Audit Committee


CHARTER – AUDIT COMMITTEE

Purpose

The Audit Committee (the “Committee”) is a committee of the Board of Directors (the “Board”), appointed to assist the Board in monitoring (1) the Company’s accounting and financial reporting processes, (2) the integrity of the financial statements of the Company, (3) compliance by the Company with legal and regulatory requirements, (4) the independent auditor’s qualifications, independence and performance and (5) business practices and ethical standards of the Company.  The Committee provides an open avenue of communication between management, the independent auditor and the Board.

The Committee is responsible for the recommendation to shareholders for the appointment of the Company’s independent auditor and for the compensation, retention and oversight of the work of the Company’s independent auditor and for the oversight of the Company’s accounting and financial reporting process.  The Committee will also perform other activities consistent with this Charter, the Company’s By-laws, securities regulations and governing laws as the Committee or the Board deems necessary and appropriate.

The Committee’s role also includes coordination with other board committees and maintenance of strong, positive working relationships with management, external and internal auditors, counsel, and other committee advisors.

Organization

The Committee shall be comprised of the entire Board.  Each shall be independent from management, free from any interest and any business or other relationship that, in the opinion of the Board, would or would reasonably be perceived to materially interfere with the director’s ability to act with a view to the best interests of the Company (other than relationships and interests arising from shareholding).  Each member of the Committee shall meet the independence requirements established by the Board and applicable laws, regulations, and listing requirements.

The members of the Committee shall be elected annually by the Board.  Unless a Chair is elected by the full Board, the members of the Committee may designate a Chair by majority vote of the full Committee.   The Board may remove the members of the Committee, with or without cause by a majority vote of the Board.  Any vacancy in the Committee occurring for any cause may be filled by a majority of the Board then in office.  A majority of the members of the Committee shall constitute a quorum for the transaction of business and the act of a majority of those present at any meeting at which there is a quorum shall be the act of the Committee.

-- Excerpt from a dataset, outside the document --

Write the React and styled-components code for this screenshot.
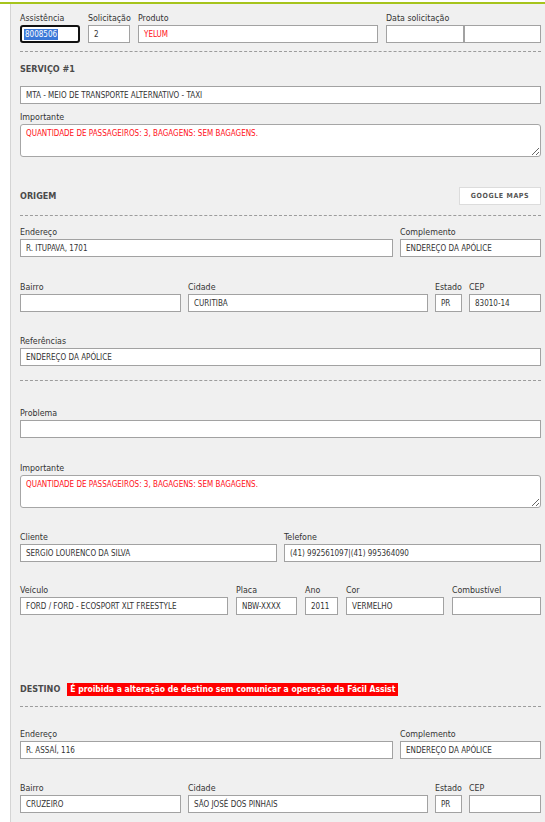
import React from "react";
import styled, { createGlobalStyle, css } from "styled-components";

const FONT = `"DejaVu Sans Condensed", "DejaVu Sans", "Liberation Sans", sans-serif`;

const GlobalStyle = createGlobalStyle`
  html, body { margin: 0; padding: 0; background: #ffffff; }
  body { font-family: ${FONT}; }
  * { box-sizing: border-box; }
`;

const Page = styled.div`
  padding-top: 2px;
  min-height: 822px;
  display: flex;
  flex-direction: column;
`;

const GreenLine = styled.div`
  height: 2px;
  background: #a6c41c;
`;

const Panel = styled.div`
  flex: 1;
  margin-left: 10px;
  border-left: 1px solid #d4d4d4;
  background: #f0f0f0;
  padding: 7px 4px 40px 9px;
`;

const Row = styled.div`
  display: flex;
  align-items: flex-end;
  gap: ${(p) => p.$gap ?? 8}px;
  margin-top: ${(p) => p.$mt ?? 0}px;
`;

const Field = styled.div`
  display: flex;
  flex-direction: column;
  ${(p) => (p.$w ? css`width: ${p.$w}px; flex: none;` : css`flex: 1; min-width: 0;`)}
`;

const Label = styled.div`
  font-size: 8.8px;
  line-height: 14px;
  height: 14px;
  color: #333;
  white-space: nowrap;
`;

const Box = styled.div`
  height: 18px;
  flex: none;
  border: 1px solid #a2a2a2;
  background: #fff;
  font-size: 8px;
  color: ${(p) => (p.$red ? "#ff1020" : "#333")};
  padding: 0 5px;
  display: flex;
  align-items: center;
  white-space: nowrap;
  overflow: hidden;
  ${(p) =>
    p.$focused &&
    css`
      border: 2px solid #111;
      border-radius: 3px;
      padding: 0 2px;
    `}
`;

const Selected = styled.span`
  background: #3b78d8;
  color: #fff;
  line-height: 11px;
  padding: 0 1px;
`;

const Pair = styled.div`
  display: flex;
  & > * {
    flex: 1;
  }
`;

const Area = styled.textarea`
  display: block;
  width: 100%;
  height: 33px;
  margin: 0;
  border: 1px solid #a6a6a6;
  border-radius: 3px;
  background: #fff;
  font-family: ${FONT};
  font-size: 8px;
  line-height: 11px;
  color: #ff1020;
  padding: 3px 5px;
  outline: none;
  resize: both;
`;

const Divider = styled.div`
  border-top: 1px dashed #9c9c9c;
  margin-top: ${(p) => p.$mt ?? 0}px;
`;

const Header = styled.div`
  display: flex;
  align-items: center;
  justify-content: space-between;
  height: 18px;
  margin-top: ${(p) => p.$mt ?? 0}px;
`;

const TitleGroup = styled.div`
  display: flex;
  align-items: center;
  gap: 7px;
`;

const Title = styled.div`
  font-size: 9px;
  font-weight: bold;
  color: #4a4a4a;
`;

const Warning = styled.div`
  background: #ff0000;
  color: #fff;
  font-size: 8.5px;
  font-weight: bold;
  line-height: 13px;
  padding: 0 3px;
`;

const MapsButton = styled.div`
  width: 82px;
  height: 18px;
  background: #fff;
  border: 1px solid #dcdcdc;
  display: flex;
  align-items: center;
  justify-content: center;
  font-size: 7px;
  font-weight: bold;
  letter-spacing: 0.6px;
  color: #555;
`;

function F({ label, w, value, red, children }) {
  return (
    <Field $w={w}>
      {label !== undefined && <Label>{label}</Label>}
      {children || <Box $red={red}>{value}</Box>}
    </Field>
  );
}

export default function App() {
  return (
    <>
      <GlobalStyle />
      <Page>
        <GreenLine />
        <Panel>
          <Row $gap={8}>
            <F label="Assistência" w={60}>
              <Box $focused>
                <Selected>8008506</Selected>
              </Box>
            </F>
            <F label="Solicitação" w={42} value="2" />
            <F label="Produto" w={240} value="YELUM" red />
            <F label="Data solicitação" w={155}>
              <Pair>
                <Box />
                <Box />
              </Pair>
            </F>
          </Row>

          <Divider $mt={8} />
          <Header $mt={8}>
            <Title>SERVIÇO #1</Title>
          </Header>
          <Row $mt={8}>
            <F value="MTA - MEIO DE TRANSPORTE ALTERNATIVO - TAXI" />
          </Row>
          <Row $mt={6}>
            <F label="Importante">
              <Area readOnly defaultValue="QUANTIDADE DE PASSAGEIROS: 3, BAGAGENS: SEM BAGAGENS." />
            </F>
          </Row>

          <Header $mt={30}>
            <Title>ORIGEM</Title>
            <MapsButton>GOOGLE MAPS</MapsButton>
          </Header>
          <Divider $mt={10} />
          <Row $gap={7} $mt={9}>
            <F label="Endereço" w={373} value="R. ITUPAVA, 1701" />
            <F label="Complemento" w={141} value="ENDEREÇO DA APÓLICE" />
          </Row>
          <Row $gap={7} $mt={23}>
            <F label="Bairro" w={161} value="" />
            <F label="Cidade" w={240} value="CURITIBA" />
            <F label="Estado" w={27} value="PR" />
            <F label="CEP" w={72} value="83010-14" />
          </Row>
          <Row $mt={22}>
            <F label="Referências" value="ENDEREÇO DA APÓLICE" />
          </Row>

          <Divider $mt={14} />
          <Row $mt={25}>
            <F label="Problema" value="" />
          </Row>
          <Row $mt={23}>
            <F label="Importante">
              <Area readOnly defaultValue="QUANTIDADE DE PASSAGEIROS: 3, BAGAGENS: SEM BAGAGENS." />
            </F>
          </Row>
          <Row $gap={7} $mt={22}>
            <F label="Cliente" w={257} value="SERGIO LOURENCO DA SILVA" />
            <F label="Telefone" w={257} value="(41) 992561097|(41) 995364090" />
          </Row>
          <Row $gap={8} $mt={21}>
            <F label="Veículo" w={208} value="FORD / FORD - ECOSPORT XLT FREESTYLE" />
            <F label="Placa" w={61} value="NBW-XXXX" />
            <F label="Ano" w={33} value="2011" />
            <F label="Cor" w={98} value="VERMELHO" />
            <F label="Combustível" w={89} value="" />
          </Row>

          <Header $mt={65}>
            <TitleGroup>
              <Title>DESTINO</Title>
              <Warning>É proibida a alteração de destino sem comunicar a operação da Fácil Assist</Warning>
            </TitleGroup>
          </Header>
          <Divider $mt={8} />
          <Row $gap={7} $mt={20}>
            <F label="Endereço" w={373} value="R. ASSAÍ, 116" />
            <F label="Complemento" w={141} value="ENDEREÇO DA APÓLICE" />
          </Row>
          <Row $gap={7} $mt={22}>
            <F label="Bairro" w={161} value="CRUZEIRO" />
            <F label="Cidade" w={240} value="SÃO JOSÉ DOS PINHAIS" />
            <F label="Estado" w={27} value="PR" />
            <F label="CEP" w={72} value="" />
          </Row>
        </Panel>
      </Page>
    </>
  );
}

All members of the Committee shall have a working familiarity with basic finance and accounting practices and shall be able to read and understand financial statements.  At least one member of the Committee shall be able to analyse and interpret a full set of financial statements, including the notes attached thereto, in accordance with U.S. generally accepted accounting principles (“U.S. GAAP”) and at least one member of the Committee shall qualify and be designated as the Audit Committee Financial Expert as determined in the judgment of the Board with reference to applicable laws, regulations, and listing requirements.

Meetings

The Committee shall meet at least four times annually, on a quarterly basis, or more frequently as circumstances require.  The Committee shall require members of management and the independent auditors and others to attend meetings and to provide pertinent information, as necessary, but at least annually.  As part of its job to foster open communications, the Committee shall meet in separate sessions, as frequently as deemed necessary, with management and the Company’s independent auditors to discuss any matters that the Committee, or either of these groups believes should be discussed privately.  The Committee shall appoint one individual, who need not be a member of the Committee or a director of the Company, to serve as Secretary.  The Committee shall submit the minutes of all meetings of the Committee to the Board, and, when requested, discuss the matters discussed at each Committee meeting with the Board.

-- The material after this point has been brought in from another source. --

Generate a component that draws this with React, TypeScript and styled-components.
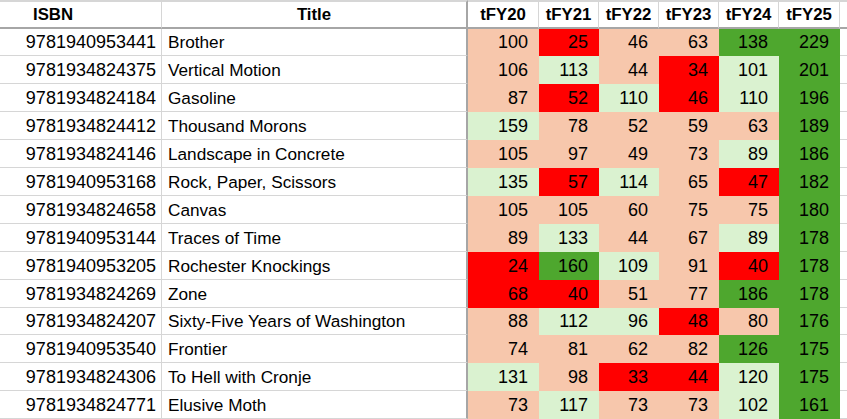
import styled, { createGlobalStyle } from "styled-components";

const GlobalStyle = createGlobalStyle`
    html, body {
        margin: 0;
        padding: 0;
        background: #ffffff;
        overflow: hidden;
    }
    body {
        font-family: "Liberation Sans", Arial, sans-serif;
        color: #000000;
    }
`;

const GRID = "#d6d6d6";
const FROZEN = "#a6a6a6";

const fills = {
    S: "#f7c7ac",
    R: "#ff0000",
    L: "#daf2d0",
    G: "#4ea72e",
    W: "#ffffff",
};

type Fill = keyof typeof fills;

const Sheet = styled.div`
    display: grid;
    grid-template-columns: 162px 306px 71px 60px 60px 60px 60px 61px 1fr;
    grid-template-rows: 28.6px repeat(14, 27.9px);
    width: 847px;
    height: 419px;
    overflow: hidden;
`;

const HeaderCell = styled.div<{ $frozen?: boolean; $pad?: number }>`
    box-sizing: border-box;
    display: flex;
    align-items: flex-end;
    justify-content: ${(p) => (p.$pad ? "flex-start" : "center")};
    padding-left: ${(p) => p.$pad || 0}px;
    padding-bottom: 2px;
    border-top: 2px solid ${GRID};
    border-bottom: 2px solid ${FROZEN};
    border-right: ${(p) => (p.$frozen ? `2px solid ${FROZEN}` : `1.5px solid ${GRID}`)};
    font-weight: bold;
    font-size: 16.8px;
    white-space: nowrap;
`;

const Cell = styled.div<{ $fill?: Fill; $left?: boolean; $frozen?: boolean; $pr?: number }>`
    box-sizing: border-box;
    display: flex;
    align-items: flex-end;
    justify-content: ${(p) => (p.$left ? "flex-start" : "flex-end")};
    padding: 0 ${(p) => p.$pr ?? 10}px 2px ${(p) => (p.$left ? 6 : 0)}px;
    background: ${(p) => fills[p.$fill || "W"]};
    border-bottom: 1.5px solid ${(p) => (p.$fill && p.$fill !== "W" ? fills[p.$fill] : GRID)};
    border-right: ${(p) =>
        p.$frozen
            ? `2px solid ${FROZEN}`
            : `1.5px solid ${p.$fill && p.$fill !== "W" ? fills[p.$fill] : GRID}`};
    font-size: ${(p) => (p.$left ? 17.2 : 18)}px;
    white-space: nowrap;
    overflow: hidden;
`;

interface Book {
    isbn: string;
    title: string;
    values: [number, Fill][];
}

const books: Book[] = [
    { isbn: "9781940953441", title: "Brother", values: [[100, "S"], [25, "R"], [46, "S"], [63, "S"], [138, "G"], [229, "G"]] },
    { isbn: "9781934824375", title: "Vertical Motion", values: [[106, "S"], [113, "L"], [44, "S"], [34, "R"], [101, "L"], [201, "G"]] },
    { isbn: "9781934824184", title: "Gasoline", values: [[87, "S"], [52, "R"], [110, "L"], [46, "R"], [110, "L"], [196, "G"]] },
    { isbn: "9781934824412", title: "Thousand Morons", values: [[159, "L"], [78, "S"], [52, "S"], [59, "S"], [63, "S"], [189, "G"]] },
    { isbn: "9781934824146", title: "Landscape in Concrete", values: [[105, "S"], [97, "S"], [49, "S"], [73, "S"], [89, "L"], [186, "G"]] },
    { isbn: "9781940953168", title: "Rock, Paper, Scissors", values: [[135, "L"], [57, "R"], [114, "L"], [65, "S"], [47, "R"], [182, "G"]] },
    { isbn: "9781934824658", title: "Canvas", values: [[105, "S"], [105, "S"], [60, "S"], [75, "S"], [75, "S"], [180, "G"]] },
    { isbn: "9781940953144", title: "Traces of Time", values: [[89, "S"], [133, "L"], [44, "S"], [67, "S"], [89, "L"], [178, "G"]] },
    { isbn: "9781940953205", title: "Rochester Knockings", values: [[24, "R"], [160, "G"], [109, "L"], [91, "S"], [40, "R"], [178, "G"]] },
    { isbn: "9781934824269", title: "Zone", values: [[68, "R"], [40, "R"], [51, "S"], [77, "S"], [186, "G"], [178, "G"]] },
    { isbn: "9781934824207", title: "Sixty-Five Years of Washington", values: [[88, "S"], [112, "L"], [96, "L"], [48, "R"], [80, "S"], [176, "G"]] },
    { isbn: "9781940953540", title: "Frontier", values: [[74, "S"], [81, "S"], [62, "S"], [82, "S"], [126, "G"], [175, "G"]] },
    { isbn: "9781934824306", title: "To Hell with Cronje", values: [[131, "L"], [98, "S"], [33, "R"], [44, "R"], [120, "L"], [175, "G"]] },
    { isbn: "9781934824771", title: "Elusive Moth", values: [[73, "S"], [117, "L"], [73, "S"], [73, "S"], [102, "L"], [161, "G"]] },
];

const years = ["tFY20", "tFY21", "tFY22", "tFY23", "tFY24", "tFY25"];

function App() {
    return (
        <>
            <GlobalStyle />
            <Sheet>
                <HeaderCell $pad={33}>ISBN</HeaderCell>
                <HeaderCell $frozen>Title</HeaderCell>
                {years.map((y) => (
                    <HeaderCell key={y}>{y}</HeaderCell>
                ))}
                <HeaderCell />
                {books.map((b) => (
                    <>
                        <Cell key={b.isbn} $pr={5}>{b.isbn}</Cell>
                        <Cell $left $frozen>{b.title}</Cell>
                        {b.values.map(([v, f], i) => (
                            <Cell key={i} $fill={f}>{v}</Cell>
                        ))}
                        <Cell />
                    </>
                ))}
            </Sheet>
        </>
    );
}

export default App;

Authority, Responsibilities and Duties

The Committee shall have the authority and responsibility to select, evaluate, retain and, where appropriate, replace the independent auditors or nominate the independent auditors for shareholder approval.  The Committee shall approve all audit engagement terms and fees and all non-audit engagements with the independent auditors.

The Committee shall have the authority and funding to retain independent legal, accounting and other consultants to advise the Committee.  The Company shall provide for appropriate funding, as determined by the Committee, in its capacity as a committee of the Board, for payment of compensation to any advisers employed by the Committee and to the independent auditor employed by the Company for the purpose of rendering or issuing an audit report or performing other audit, review or attest services and ordinary administrative expenses of the audit committee that are necessary or appropriate in carrying out its duties. The Committee may request any officer or employee of the Company or the Company’s outside counsel or independent auditors to attend a meeting of the Committee or to meet with any members of, or consultants to, the Committee.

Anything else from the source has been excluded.